* _GIVEN EXERCISE_: Say how many lines in the records include the string "TypeScript", adding no other words.

Interface markup and scripts

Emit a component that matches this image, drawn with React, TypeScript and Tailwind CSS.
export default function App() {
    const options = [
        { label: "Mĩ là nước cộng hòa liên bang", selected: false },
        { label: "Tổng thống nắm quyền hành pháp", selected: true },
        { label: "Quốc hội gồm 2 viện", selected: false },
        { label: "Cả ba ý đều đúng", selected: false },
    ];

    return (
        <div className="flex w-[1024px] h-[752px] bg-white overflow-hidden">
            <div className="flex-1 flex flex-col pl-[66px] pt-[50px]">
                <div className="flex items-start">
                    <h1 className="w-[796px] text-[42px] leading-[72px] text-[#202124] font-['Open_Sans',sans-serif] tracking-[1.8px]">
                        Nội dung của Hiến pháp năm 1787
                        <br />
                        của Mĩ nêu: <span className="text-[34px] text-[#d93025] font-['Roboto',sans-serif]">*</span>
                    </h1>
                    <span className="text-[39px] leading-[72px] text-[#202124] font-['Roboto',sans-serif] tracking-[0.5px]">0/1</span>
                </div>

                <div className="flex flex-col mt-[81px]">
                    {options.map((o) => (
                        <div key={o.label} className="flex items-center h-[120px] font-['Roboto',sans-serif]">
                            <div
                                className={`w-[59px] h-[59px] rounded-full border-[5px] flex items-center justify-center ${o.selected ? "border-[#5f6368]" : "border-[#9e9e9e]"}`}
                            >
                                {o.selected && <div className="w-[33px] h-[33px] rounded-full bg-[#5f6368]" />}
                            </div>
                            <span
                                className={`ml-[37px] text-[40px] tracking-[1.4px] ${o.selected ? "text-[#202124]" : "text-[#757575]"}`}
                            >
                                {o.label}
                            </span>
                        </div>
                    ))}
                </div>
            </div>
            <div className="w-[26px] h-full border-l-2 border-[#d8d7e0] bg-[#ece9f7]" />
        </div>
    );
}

...

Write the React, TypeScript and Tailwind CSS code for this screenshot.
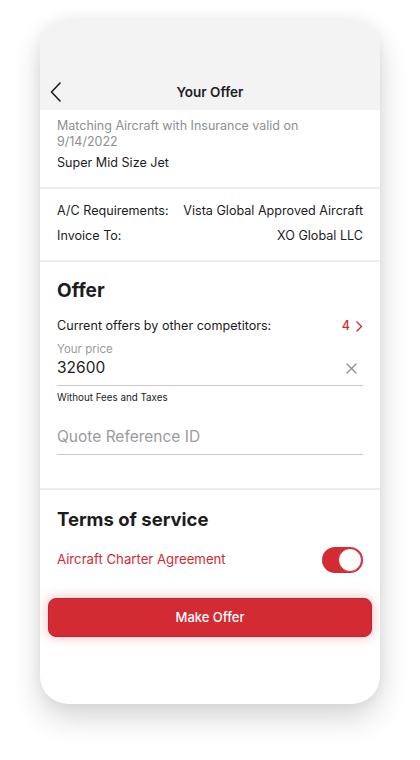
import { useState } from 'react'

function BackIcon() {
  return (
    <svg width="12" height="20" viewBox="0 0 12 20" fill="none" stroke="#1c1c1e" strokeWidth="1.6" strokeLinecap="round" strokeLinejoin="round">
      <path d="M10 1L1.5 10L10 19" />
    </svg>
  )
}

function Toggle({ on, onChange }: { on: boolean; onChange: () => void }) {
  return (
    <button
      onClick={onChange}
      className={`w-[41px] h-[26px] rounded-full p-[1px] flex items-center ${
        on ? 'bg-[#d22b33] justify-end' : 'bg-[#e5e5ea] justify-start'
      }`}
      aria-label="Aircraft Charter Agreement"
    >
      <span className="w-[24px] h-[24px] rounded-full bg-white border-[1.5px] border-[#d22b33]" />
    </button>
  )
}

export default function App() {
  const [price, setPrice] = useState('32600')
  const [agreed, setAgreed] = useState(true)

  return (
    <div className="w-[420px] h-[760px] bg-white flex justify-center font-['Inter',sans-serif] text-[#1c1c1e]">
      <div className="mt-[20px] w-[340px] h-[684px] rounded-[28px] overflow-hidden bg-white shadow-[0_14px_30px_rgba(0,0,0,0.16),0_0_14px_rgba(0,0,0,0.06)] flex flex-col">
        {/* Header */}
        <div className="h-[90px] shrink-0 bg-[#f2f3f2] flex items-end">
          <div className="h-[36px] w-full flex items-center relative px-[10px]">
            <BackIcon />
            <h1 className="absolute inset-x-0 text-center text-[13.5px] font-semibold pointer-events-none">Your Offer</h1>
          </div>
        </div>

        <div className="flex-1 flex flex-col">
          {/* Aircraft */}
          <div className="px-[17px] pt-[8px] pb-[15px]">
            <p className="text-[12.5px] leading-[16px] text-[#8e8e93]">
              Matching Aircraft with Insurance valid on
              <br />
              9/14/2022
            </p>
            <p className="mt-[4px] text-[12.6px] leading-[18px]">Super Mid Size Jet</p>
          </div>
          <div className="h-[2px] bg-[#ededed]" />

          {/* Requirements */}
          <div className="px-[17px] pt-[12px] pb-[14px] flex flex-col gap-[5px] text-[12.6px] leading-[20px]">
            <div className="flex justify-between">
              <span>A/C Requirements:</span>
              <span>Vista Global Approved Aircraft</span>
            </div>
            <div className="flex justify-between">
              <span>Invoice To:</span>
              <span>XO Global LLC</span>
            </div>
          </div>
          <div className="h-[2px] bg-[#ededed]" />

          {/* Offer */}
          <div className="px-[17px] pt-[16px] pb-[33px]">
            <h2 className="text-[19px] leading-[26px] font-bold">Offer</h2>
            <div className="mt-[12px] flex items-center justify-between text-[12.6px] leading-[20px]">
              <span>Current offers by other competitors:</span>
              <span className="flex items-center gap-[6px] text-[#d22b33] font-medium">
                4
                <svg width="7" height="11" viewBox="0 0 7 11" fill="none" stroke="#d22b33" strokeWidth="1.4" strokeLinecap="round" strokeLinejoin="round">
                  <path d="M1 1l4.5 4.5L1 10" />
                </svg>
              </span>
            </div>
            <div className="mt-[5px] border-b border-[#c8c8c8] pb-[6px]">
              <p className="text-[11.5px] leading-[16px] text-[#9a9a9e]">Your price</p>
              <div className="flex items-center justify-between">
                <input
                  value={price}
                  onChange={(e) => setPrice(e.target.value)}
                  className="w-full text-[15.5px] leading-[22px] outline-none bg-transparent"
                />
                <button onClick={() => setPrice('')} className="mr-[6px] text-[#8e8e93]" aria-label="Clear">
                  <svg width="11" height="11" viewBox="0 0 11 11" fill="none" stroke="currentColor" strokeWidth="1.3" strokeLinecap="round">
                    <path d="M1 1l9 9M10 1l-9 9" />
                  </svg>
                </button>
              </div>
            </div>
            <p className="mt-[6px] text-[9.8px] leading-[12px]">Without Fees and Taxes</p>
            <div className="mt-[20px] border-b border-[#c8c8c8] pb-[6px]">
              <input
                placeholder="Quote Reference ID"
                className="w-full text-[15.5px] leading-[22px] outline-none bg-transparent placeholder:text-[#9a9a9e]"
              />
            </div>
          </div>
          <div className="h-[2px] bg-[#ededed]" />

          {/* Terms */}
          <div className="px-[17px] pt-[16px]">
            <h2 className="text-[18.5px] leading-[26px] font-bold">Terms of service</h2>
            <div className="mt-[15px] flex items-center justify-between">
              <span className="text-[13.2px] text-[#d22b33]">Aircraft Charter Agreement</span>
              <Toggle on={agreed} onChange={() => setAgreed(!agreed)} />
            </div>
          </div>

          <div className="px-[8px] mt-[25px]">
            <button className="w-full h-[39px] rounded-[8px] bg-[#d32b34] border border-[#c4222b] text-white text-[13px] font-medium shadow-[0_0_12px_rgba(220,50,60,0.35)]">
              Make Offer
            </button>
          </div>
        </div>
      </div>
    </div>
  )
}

* _RESPONSE TO THE EXERCISE_: 2